# TO DO:
Hunt for the word "screenshot" across the entries below, copying each line that holds it.

# EXERCISE INPUTS:
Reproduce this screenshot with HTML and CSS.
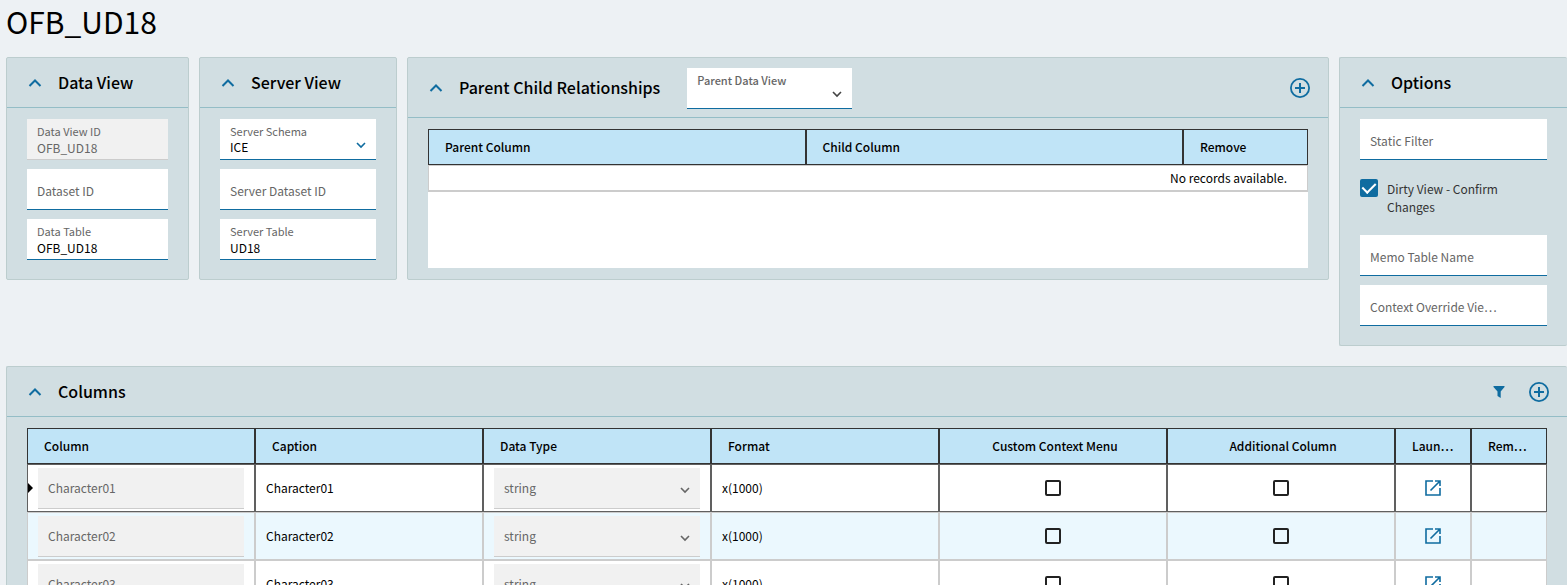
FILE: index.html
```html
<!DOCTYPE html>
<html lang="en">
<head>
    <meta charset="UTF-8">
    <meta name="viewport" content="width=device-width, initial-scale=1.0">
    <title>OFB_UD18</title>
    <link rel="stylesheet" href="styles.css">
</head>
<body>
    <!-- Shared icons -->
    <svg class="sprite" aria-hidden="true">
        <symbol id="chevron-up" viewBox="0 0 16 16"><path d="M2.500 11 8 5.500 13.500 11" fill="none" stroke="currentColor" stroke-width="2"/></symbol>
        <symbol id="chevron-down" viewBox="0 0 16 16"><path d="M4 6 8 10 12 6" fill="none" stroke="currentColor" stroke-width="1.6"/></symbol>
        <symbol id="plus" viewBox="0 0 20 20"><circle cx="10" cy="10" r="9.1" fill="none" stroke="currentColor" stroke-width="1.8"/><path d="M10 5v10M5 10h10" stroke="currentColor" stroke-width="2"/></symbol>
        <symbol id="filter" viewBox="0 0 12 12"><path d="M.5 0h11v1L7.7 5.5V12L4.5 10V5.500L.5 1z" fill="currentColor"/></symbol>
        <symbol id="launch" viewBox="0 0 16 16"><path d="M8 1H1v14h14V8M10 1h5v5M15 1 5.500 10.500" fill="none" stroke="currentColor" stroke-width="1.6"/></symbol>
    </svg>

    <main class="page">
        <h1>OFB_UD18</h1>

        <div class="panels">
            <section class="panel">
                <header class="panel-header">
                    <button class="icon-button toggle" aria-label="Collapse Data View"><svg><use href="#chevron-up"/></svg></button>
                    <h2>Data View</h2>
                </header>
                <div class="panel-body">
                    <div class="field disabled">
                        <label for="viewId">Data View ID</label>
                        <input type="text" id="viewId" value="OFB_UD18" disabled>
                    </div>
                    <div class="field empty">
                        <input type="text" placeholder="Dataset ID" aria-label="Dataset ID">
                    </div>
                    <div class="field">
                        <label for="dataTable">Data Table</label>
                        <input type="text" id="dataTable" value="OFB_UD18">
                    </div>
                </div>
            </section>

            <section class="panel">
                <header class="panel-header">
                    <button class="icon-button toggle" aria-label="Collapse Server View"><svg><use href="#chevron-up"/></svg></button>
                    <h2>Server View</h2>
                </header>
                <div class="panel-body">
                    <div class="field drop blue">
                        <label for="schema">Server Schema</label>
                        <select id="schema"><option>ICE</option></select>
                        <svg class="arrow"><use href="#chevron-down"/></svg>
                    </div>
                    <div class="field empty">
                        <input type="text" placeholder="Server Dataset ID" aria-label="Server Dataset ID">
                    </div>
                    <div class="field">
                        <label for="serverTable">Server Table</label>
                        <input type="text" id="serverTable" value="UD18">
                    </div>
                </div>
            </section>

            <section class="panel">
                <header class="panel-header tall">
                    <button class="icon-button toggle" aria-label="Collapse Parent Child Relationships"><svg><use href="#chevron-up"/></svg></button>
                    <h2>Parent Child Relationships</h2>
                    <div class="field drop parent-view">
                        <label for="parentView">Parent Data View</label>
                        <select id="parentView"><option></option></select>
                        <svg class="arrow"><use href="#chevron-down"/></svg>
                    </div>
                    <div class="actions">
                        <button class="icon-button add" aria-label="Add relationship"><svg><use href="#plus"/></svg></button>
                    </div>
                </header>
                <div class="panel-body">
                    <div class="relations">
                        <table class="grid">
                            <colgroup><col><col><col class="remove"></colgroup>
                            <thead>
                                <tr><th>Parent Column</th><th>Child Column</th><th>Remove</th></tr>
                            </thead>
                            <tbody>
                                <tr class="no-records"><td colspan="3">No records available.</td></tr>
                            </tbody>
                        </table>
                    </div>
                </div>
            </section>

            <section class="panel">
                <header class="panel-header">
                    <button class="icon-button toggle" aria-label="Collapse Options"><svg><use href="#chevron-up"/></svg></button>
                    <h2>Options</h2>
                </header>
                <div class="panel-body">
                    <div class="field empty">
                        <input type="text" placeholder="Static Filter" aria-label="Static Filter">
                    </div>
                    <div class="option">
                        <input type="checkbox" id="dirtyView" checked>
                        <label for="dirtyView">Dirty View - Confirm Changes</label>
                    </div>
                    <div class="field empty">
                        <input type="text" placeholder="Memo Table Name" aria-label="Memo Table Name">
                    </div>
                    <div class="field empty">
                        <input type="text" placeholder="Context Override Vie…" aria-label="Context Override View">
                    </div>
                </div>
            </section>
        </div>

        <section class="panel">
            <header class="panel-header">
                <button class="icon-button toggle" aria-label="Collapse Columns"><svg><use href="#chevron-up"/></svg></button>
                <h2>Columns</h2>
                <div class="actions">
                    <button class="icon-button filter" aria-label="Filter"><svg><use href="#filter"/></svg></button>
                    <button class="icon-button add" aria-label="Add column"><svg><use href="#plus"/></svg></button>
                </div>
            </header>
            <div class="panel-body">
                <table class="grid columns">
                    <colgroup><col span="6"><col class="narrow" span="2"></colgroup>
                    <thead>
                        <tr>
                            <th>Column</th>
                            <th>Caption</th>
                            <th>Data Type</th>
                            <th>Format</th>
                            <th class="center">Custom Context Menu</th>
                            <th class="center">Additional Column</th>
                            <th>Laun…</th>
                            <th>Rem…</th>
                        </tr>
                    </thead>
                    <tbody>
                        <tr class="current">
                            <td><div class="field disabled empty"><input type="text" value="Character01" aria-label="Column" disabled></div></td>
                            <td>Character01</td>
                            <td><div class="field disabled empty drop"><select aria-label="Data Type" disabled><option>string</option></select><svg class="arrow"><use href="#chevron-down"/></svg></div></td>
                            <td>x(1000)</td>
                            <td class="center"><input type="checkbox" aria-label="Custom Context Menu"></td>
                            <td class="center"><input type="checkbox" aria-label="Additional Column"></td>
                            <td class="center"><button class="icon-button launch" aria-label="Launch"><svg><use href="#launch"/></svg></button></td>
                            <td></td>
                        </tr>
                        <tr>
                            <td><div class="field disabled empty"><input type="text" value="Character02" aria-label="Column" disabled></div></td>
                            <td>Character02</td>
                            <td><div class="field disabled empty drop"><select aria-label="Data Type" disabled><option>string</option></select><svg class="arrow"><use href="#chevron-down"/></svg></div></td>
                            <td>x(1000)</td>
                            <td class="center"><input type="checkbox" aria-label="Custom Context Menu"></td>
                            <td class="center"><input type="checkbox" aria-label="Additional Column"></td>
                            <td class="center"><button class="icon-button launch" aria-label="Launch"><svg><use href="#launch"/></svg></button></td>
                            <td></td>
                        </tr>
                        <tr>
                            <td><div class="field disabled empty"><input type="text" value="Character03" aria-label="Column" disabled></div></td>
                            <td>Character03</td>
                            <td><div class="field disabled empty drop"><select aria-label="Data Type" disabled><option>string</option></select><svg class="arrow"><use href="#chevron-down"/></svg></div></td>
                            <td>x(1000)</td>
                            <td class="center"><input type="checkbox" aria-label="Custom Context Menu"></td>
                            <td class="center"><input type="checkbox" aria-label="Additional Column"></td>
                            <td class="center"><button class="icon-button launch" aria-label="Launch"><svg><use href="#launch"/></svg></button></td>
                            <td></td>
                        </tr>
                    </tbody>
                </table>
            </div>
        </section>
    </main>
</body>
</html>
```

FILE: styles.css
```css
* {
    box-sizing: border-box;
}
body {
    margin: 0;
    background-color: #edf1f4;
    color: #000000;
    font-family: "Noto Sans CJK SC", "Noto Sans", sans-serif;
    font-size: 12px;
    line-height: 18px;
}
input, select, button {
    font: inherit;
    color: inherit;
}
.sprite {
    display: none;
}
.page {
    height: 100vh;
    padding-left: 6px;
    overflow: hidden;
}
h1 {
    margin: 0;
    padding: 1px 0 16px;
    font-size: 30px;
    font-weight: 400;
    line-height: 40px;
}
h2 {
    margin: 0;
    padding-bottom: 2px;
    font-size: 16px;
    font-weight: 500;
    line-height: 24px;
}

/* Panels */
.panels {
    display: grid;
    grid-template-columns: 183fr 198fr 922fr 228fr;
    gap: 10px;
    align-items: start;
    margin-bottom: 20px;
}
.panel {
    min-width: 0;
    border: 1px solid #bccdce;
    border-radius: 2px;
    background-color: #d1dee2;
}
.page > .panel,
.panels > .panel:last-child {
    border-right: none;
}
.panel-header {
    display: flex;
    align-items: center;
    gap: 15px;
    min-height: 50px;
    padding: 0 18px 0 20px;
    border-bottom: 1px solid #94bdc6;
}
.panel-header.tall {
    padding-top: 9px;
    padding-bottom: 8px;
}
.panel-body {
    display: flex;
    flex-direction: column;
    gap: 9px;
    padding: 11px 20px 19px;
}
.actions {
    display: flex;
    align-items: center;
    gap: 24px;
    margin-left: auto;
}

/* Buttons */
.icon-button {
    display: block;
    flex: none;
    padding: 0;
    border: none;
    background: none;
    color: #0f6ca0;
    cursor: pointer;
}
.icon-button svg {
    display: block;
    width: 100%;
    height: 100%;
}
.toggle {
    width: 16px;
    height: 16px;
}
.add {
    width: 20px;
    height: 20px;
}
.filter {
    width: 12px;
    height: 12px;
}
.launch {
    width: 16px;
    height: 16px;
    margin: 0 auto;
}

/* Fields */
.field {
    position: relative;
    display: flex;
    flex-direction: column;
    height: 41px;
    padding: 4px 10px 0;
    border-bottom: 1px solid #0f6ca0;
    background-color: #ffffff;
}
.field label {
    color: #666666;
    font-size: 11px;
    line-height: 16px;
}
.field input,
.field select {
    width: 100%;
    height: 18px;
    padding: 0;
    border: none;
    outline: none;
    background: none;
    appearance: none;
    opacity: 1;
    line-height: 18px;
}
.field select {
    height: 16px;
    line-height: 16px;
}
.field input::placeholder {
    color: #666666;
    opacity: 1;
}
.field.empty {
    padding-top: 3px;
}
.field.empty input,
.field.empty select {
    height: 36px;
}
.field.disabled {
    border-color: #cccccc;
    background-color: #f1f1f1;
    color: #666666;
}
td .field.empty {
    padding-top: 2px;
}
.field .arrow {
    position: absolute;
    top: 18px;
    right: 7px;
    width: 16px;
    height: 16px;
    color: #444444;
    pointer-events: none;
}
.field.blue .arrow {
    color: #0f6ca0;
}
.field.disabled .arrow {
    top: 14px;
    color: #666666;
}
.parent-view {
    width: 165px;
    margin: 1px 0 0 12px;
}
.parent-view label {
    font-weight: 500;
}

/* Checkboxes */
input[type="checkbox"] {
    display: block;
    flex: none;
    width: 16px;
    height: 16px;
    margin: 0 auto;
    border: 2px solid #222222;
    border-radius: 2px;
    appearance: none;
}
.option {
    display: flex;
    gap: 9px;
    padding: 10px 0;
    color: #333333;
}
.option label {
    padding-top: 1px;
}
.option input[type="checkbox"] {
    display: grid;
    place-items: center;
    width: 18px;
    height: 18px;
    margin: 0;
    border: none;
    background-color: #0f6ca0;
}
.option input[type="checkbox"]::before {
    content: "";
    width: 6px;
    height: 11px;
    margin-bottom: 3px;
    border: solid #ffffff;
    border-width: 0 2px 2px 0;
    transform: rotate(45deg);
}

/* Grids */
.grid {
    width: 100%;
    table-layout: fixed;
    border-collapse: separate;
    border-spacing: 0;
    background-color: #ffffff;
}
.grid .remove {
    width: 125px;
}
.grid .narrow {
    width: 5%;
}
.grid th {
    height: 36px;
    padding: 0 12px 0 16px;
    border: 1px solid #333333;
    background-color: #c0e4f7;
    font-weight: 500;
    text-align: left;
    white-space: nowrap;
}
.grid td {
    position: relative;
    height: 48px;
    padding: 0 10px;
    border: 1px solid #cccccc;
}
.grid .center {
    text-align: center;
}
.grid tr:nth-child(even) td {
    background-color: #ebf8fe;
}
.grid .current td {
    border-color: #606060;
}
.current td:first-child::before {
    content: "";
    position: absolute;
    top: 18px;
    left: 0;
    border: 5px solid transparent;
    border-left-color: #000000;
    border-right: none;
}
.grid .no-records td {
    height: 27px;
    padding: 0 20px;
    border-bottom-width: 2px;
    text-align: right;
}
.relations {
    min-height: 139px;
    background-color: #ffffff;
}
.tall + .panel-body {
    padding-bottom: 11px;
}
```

...

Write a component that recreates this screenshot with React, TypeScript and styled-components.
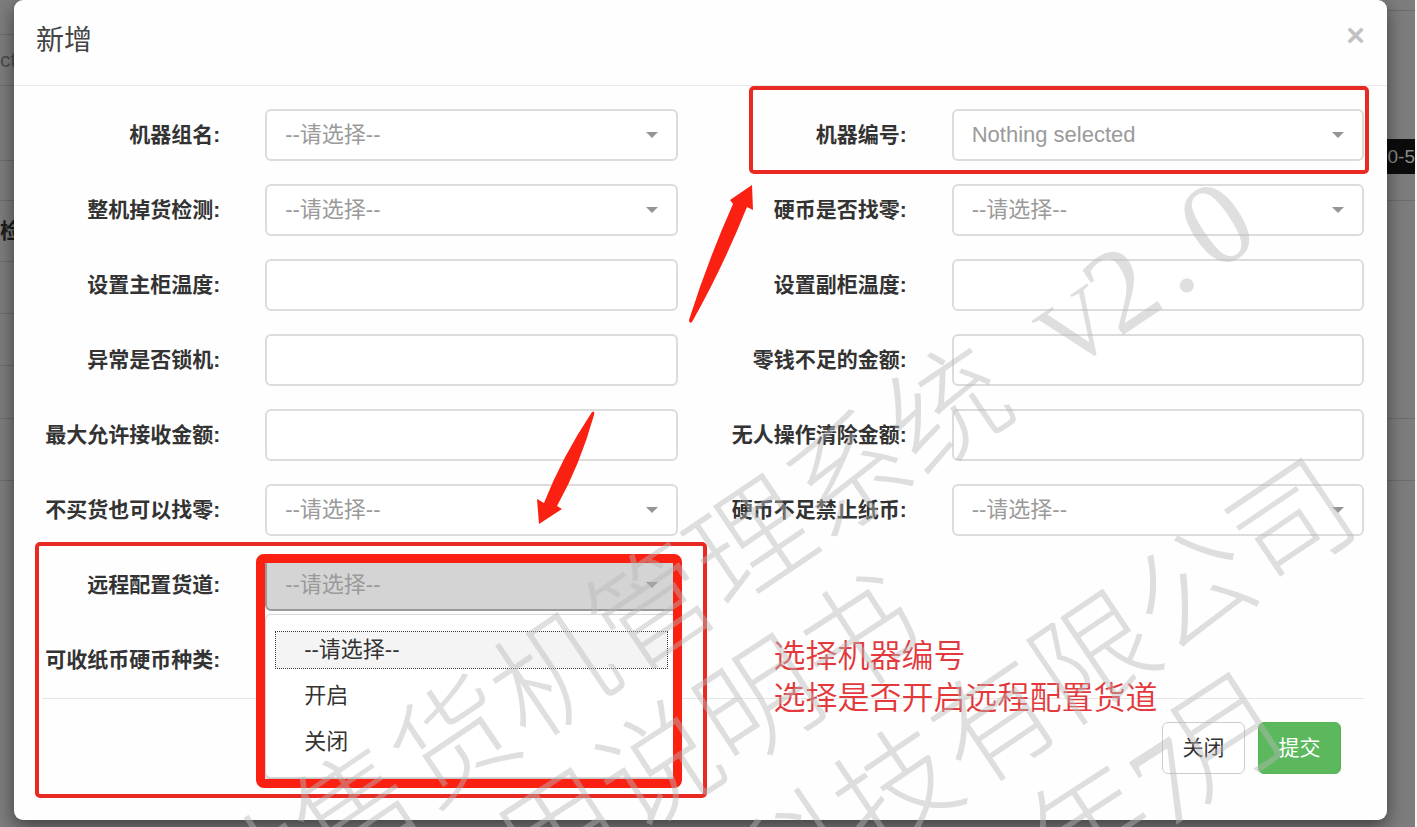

# COMPLETE OUTPUT:
Reproduce this screenshot with HTML and CSS.
Write a component that recreates this screenshot with React, TypeScript and styled-components.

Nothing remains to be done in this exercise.